61 Degrees in Winner & Chamberlin, SD Tuesday!
Downslope winds pushing milder Pacific air eastward
48 degrees NAM model forecast high temps for MSP Airport Thursday
Great snow eater:
They call it the "Chinook." Roughly translated I'm told it means "Great snow eater."
There are many regional names for downslope winds of the world. It's Foehn in the Alps, Bergwind in South Africa etc.
Regardless of what you call it, the effect is the same. Air warms adiabatically as it descends down the lee side of mountain ranges. The warm dry gusty winds raise temperatures rapidly, and melt snow at a rapid pace.
Temps topped out above 60 degrees in central South Dakota Tuesday.
Minnesota lies too far away from the Rockies to get a true Chinook, but we do feel the effects of Chinook modified Pacific air masses as they push east.
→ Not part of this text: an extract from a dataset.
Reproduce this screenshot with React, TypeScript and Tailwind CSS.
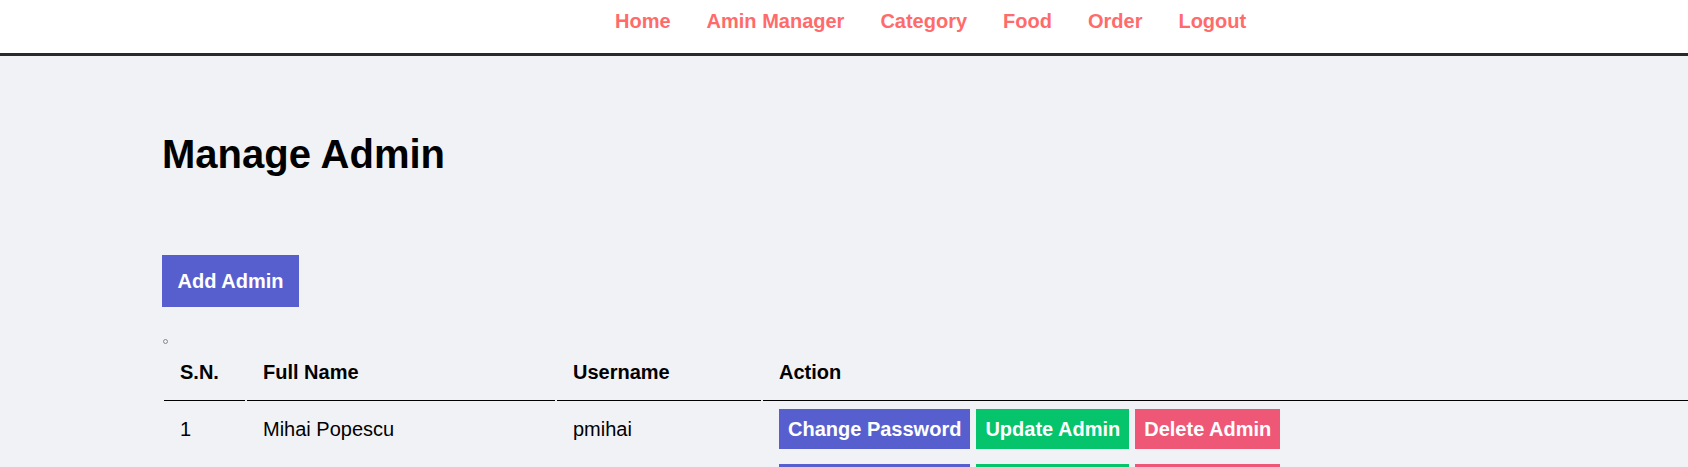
import React from "react";

const navItems = ["Home", "Amin Manager", "Category", "Food", "Order", "Logout"];

const rows = [
  { sn: 1, name: "Mihai Popescu", user: "pmihai" },
  { sn: 2, name: "Andrei Ionescu", user: "iandrei" },
];

export default function App() {
  return (
    <div
      className="w-full min-h-[467px] overflow-hidden bg-[#f1f2f6] text-[20px] text-black"
      style={{ fontFamily: '"Liberation Sans", Arial, sans-serif' }}
    >
      <header className="h-[56px] bg-white border-b-[3px] border-[#2d2828]">
        <nav className="flex gap-[36px] pl-[615px] pt-[10px]">
          {navItems.map((n) => (
            <a key={n} className="font-bold text-[#ff6b6b] leading-[23px] whitespace-nowrap">
              {n}
            </a>
          ))}
        </nav>
      </header>

      <main className="pl-[162px] pt-[75px] pb-[40px]">
        <h1 className="text-[40px] font-bold leading-[46px]">Manage Admin</h1>

        <button className="mt-[78px] h-[52px] w-[137px] bg-[#575fcf] text-white font-bold leading-[23px] flex items-center justify-center">
          Add Admin
        </button>

        <div className="mt-[32px] h-[4px] flex items-start">
          <span className="block w-[5px] h-[5px] ml-[1px] rounded-full border border-[#888]" />
        </div>

        <table className="w-[1600px] table-fixed border-separate border-spacing-[2px] text-left">
          <thead>
            <tr>
              <th className="w-[81px] px-[16px] py-[16px] leading-[23px] font-bold border-b border-black">S.N.</th>
              <th className="w-[308px] px-[16px] py-[16px] leading-[23px] font-bold border-b border-black">Full Name</th>
              <th className="w-[204px] px-[16px] py-[16px] leading-[23px] font-bold border-b border-black">Username</th>
              <th className="px-[16px] py-[16px] leading-[23px] font-bold border-b border-black">Action</th>
            </tr>
          </thead>
          <tbody>
            {rows.map((r) => (
              <tr key={r.sn}>
                <td className="px-[16px] pt-[6px] pb-[7px] leading-[23px] align-middle">{r.sn}</td>
                <td className="px-[16px] pt-[6px] pb-[7px] leading-[23px] align-middle">{r.name}</td>
                <td className="px-[16px] pt-[6px] pb-[7px] leading-[23px] align-middle">{r.user}</td>
                <td className="px-[16px] pt-[6px] pb-[7px] leading-[23px] align-middle">
                  <div className="flex gap-[6px]">
                    <a className="h-[40px] px-[9px] flex items-center bg-[#575fcf] text-white font-bold whitespace-nowrap">
                      Change Password
                    </a>
                    <a className="h-[40px] px-[9px] flex items-center bg-[#05c46b] text-white font-bold whitespace-nowrap">
                      Update Admin
                    </a>
                    <a className="h-[40px] px-[9px] flex items-center bg-[#ef5777] text-white font-bold whitespace-nowrap">
                      Delete Admin
                    </a>
                  </div>
                </td>
              </tr>
            ))}
          </tbody>
        </table>
      </main>
    </div>
  );
}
Look for temps to push 40 Wednesday, then surge into the 40s and perhaps even 50s in parts of Minnesota Thursday as snow cover dwindles.
What a crazy winter.
Ice still dicey:
Our flash freeze the past two days has helped firm up some ice on Minnesota lakes somewhat, but I wouldn't call it totally safe just yet.
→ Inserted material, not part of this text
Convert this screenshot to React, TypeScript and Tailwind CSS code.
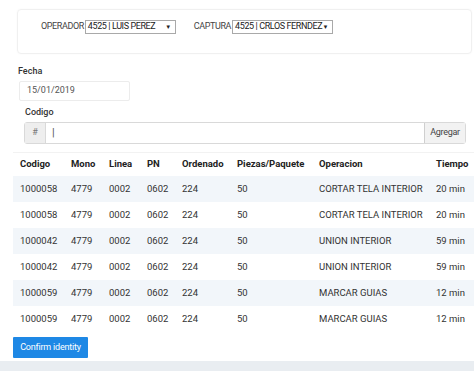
import React from 'react';

const rows = [
  { codigo: '1000058', mono: '4779', linea: '0002', pn: '0602', ordenado: '224', piezas: '50', op: 'CORTAR TELA INTERIOR', tiempo: '20 min' },
  { codigo: '1000058', mono: '4779', linea: '0002', pn: '0602', ordenado: '224', piezas: '50', op: 'CORTAR TELA INTERIOR', tiempo: '20 min' },
  { codigo: '1000042', mono: '4779', linea: '0002', pn: '0602', ordenado: '224', piezas: '50', op: 'UNION INTERIOR', tiempo: '59 min' },
  { codigo: '1000042', mono: '4779', linea: '0002', pn: '0602', ordenado: '224', piezas: '50', op: 'UNION INTERIOR', tiempo: '59 min' },
  { codigo: '1000059', mono: '4779', linea: '0002', pn: '0602', ordenado: '224', piezas: '50', op: 'MARCAR GUIAS', tiempo: '12 min' },
  { codigo: '1000059', mono: '4779', linea: '0002', pn: '0602', ordenado: '224', piezas: '50', op: 'MARCAR GUIAS', tiempo: '12 min' },
];

const headers = ['Codigo', 'Mono', 'Linea', 'PN', 'Ordenado', 'Piezas/Paquete', 'Operacion', 'Tiempo'];

// fixed column widths so the columns line up like the original table
const cols = 'grid grid-cols-[51px_38px_38px_35px_55px_82px_117px_43px]';

const FakeSelect = ({ value, width }: { value: string; width: string }) => (
  <div className={`${width} h-[14px] border border-[#a9a9a9] bg-white flex items-center justify-between pl-[2px] pr-[4px] text-[9px] tracking-[-0.4px] whitespace-nowrap text-[#222]`}>
    <span>{value}</span>
    <span className="text-[6px] leading-none">▼</span>
  </div>
);

export default function App() {
  return (
    <div className="w-[474px] h-[371px] bg-white overflow-hidden font-['Roboto',sans-serif] text-[#333]">
      {/* top filters card */}
      <div className="ml-[17px] mt-[9px] w-[455px] h-[45px] border border-[#f0f0f0] rounded-[4px] shadow-[0_0_2px_rgba(0,0,0,0.04)] flex items-center pl-[23px] pb-[9px] text-[9px] tracking-[-0.4px] text-[#444]">
        <span className="mr-[1px]">OPERADOR</span>
        <FakeSelect value="4525 | LUIS PEREZ" width="w-[91px]" />
        <span className="ml-[18px] mr-[1px]">CAPTURA</span>
        <FakeSelect value="4525 | CRLOS FERNDEZ" width="w-[101px]" />
      </div>

      {/* fecha */}
      <div className="ml-[18px] mt-[11px] h-[12px] leading-[12px] text-[9px] font-medium text-[#333]">Fecha</div>
      <div className="ml-[19px] mt-[4px] w-[111px] h-[20px] border border-[#ececec] rounded-[2px] flex items-center pl-[7px] text-[9px] text-[#555]">
        15/01/2019
      </div>

      {/* codigo */}
      <div className="ml-[25px] mt-[5px] h-[12px] leading-[12px] text-[9px] font-medium text-[#333]">Codigo</div>
      <div className="ml-[24px] mt-[4px] w-[442px] h-[22px] flex border border-[#d9d9d9] rounded-[3px]">
        <div className="w-[21px] bg-[#eeeeee] border-r border-[#d9d9d9] flex items-center justify-center text-[9px] text-[#777]">#</div>
        <div className="flex-1 flex items-center pl-[6px] text-[11px] text-[#555]">|</div>
        <div className="w-[41px] bg-[#f2f2f2] border-l border-[#cfcfcf] flex items-center justify-center text-[9px] tracking-[-0.3px] text-[#444]">Agregar</div>
      </div>

      {/* table */}
      <div className="ml-[13px] mt-[8px] w-[461px] border-t border-[#f2f2f2] text-[9.5px]">
        <div className={`${cols} h-[23px] items-center font-bold text-[#222]`}>
          {headers.map((h) => (
            <div key={h} className="pl-[7px] whitespace-nowrap">{h}</div>
          ))}
        </div>
        {rows.map((r, i) => (
          <div key={i} className={`${cols} h-[26px] items-center ${i % 2 === 0 ? 'bg-[#f2f6fa]' : 'bg-white'}`}>
            <div className="pl-[7px]">{r.codigo}</div>
            <div className="pl-[7px]">{r.mono}</div>
            <div className="pl-[7px]">{r.linea}</div>
            <div className="pl-[7px]">{r.pn}</div>
            <div className="pl-[7px]">{r.ordenado}</div>
            <div className="pl-[7px]">{r.piezas}</div>
            <div className="pl-[7px] whitespace-nowrap">{r.op}</div>
            <div className="pl-[7px] whitespace-nowrap">{r.tiempo}</div>
          </div>
        ))}
      </div>

      <button className="ml-[13px] mt-[5px] w-[75px] h-[21px] bg-[#1e88e5] text-white text-[9px] tracking-[-0.2px] rounded-[1px] flex items-center justify-center">
        Confirm identity
      </button>

      <div className="mt-[3px] h-[12px] bg-[#e9edf1]" />
    </div>
  );
}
High winds have shifted ice around again on the big lakes like Mille Lacs. Calmer air Monday night may have helped freeze some spots, but there were still huge cracks on Mille Lacs as of Monday.
NASA MODIS Terra images from mnlakecams.com (click to enlarge)
The Minnesota DNR is still advising extreme caution on Minnesota lakes.
DNR ALERT - Warm temps this week create unreliable ice in southern MN
(Released January 3, 2012)
"Forecasted temperatures in the 40s across southern Minnesota this week add yet another reason to be careful if heading out on the ice, according to the Minnesota Department of Natural Resources (DNR).
"Ice thickness guidelines become unreliable once the temp gets above 32 degrees," according to Lt. Cory Palmer, enforcement supervisor for the DNR. "Snowmobiles, ATVs and other vehicles should stay off the ice until temps drop below 32 degrees for at least 24 hours."
Even if the ice seems thick enough, temperature and other factors such as currents, wind, water chemistry and wildlife can impact the relative safeness of ice.
According to Lt. Palmer, last week in Kandiyohi County alone, three ATVs went through the ice. He stresses that there is no such thing as 100 percent safe ice.
Lt. Palmer suggests contacting a local bait shop or resort for ice reports on a specific lake and frequently checking ice thickness with an ice auger, ice chisel or even a cordless drill with a long wood auger bit."
Stay safe out there as temps warm again this week!
Since this winter has been warmer with less precipitation than average, is there reason to believe that spring and summer will be hotter with less precipitation than average? What is the typical trend?
Believe it or not, there is little or no correlation between winter and the following summer season.
Odd, but true when you look back at the records. It's anybody's guess at this point!